Kneecap’s Mo Chara has also spoken about the almost rock star status of IRA members among sections of the Nationalist community.
“Bobby Sands is a hero to people in our community,” he reflects. “A lot of people think of the IRA as being stone cold fucking killers out for blood – but then you have somebody like him, a gentle soul who just felt he had to do what’s necessary to fight against occupation. He really, really taints that idea the Brits have of what the IRA were. They were teachers, shopkeepers and other local people who stood up for what’s right.”
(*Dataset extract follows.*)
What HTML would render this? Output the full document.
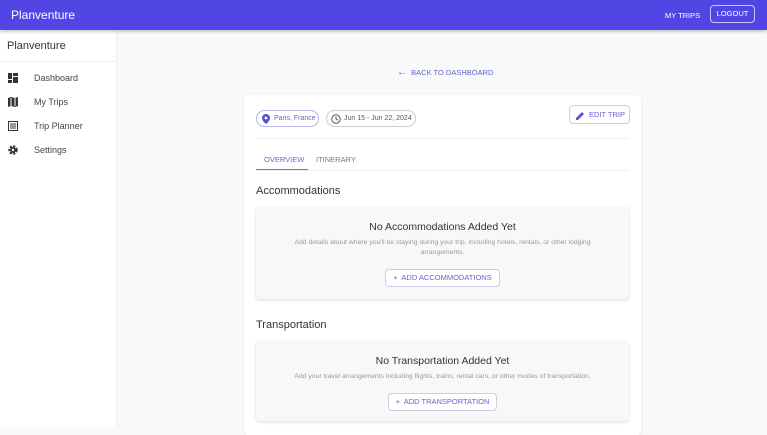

The only aspect of Say Nothing which hasn’t so far proven controversial is the cracking soundtrack, which includes such copper-fastened 1970’s classics as Slade’s ‘Mama Weer All Crazee Now’, Kris Kristofferson’s ‘Loving Her Was Easier (Than Anything I’ll Ever Do Again)’, Lisa O'Neill’s ‘Old Note’, The Kinks’ ‘This Time Tomorrow’ – and best of all, Rudi’s ‘Big Time’ punk anthem.
As for the show itself, Hot Press is going to break with the habit of a lifetime and let you make your own mind up!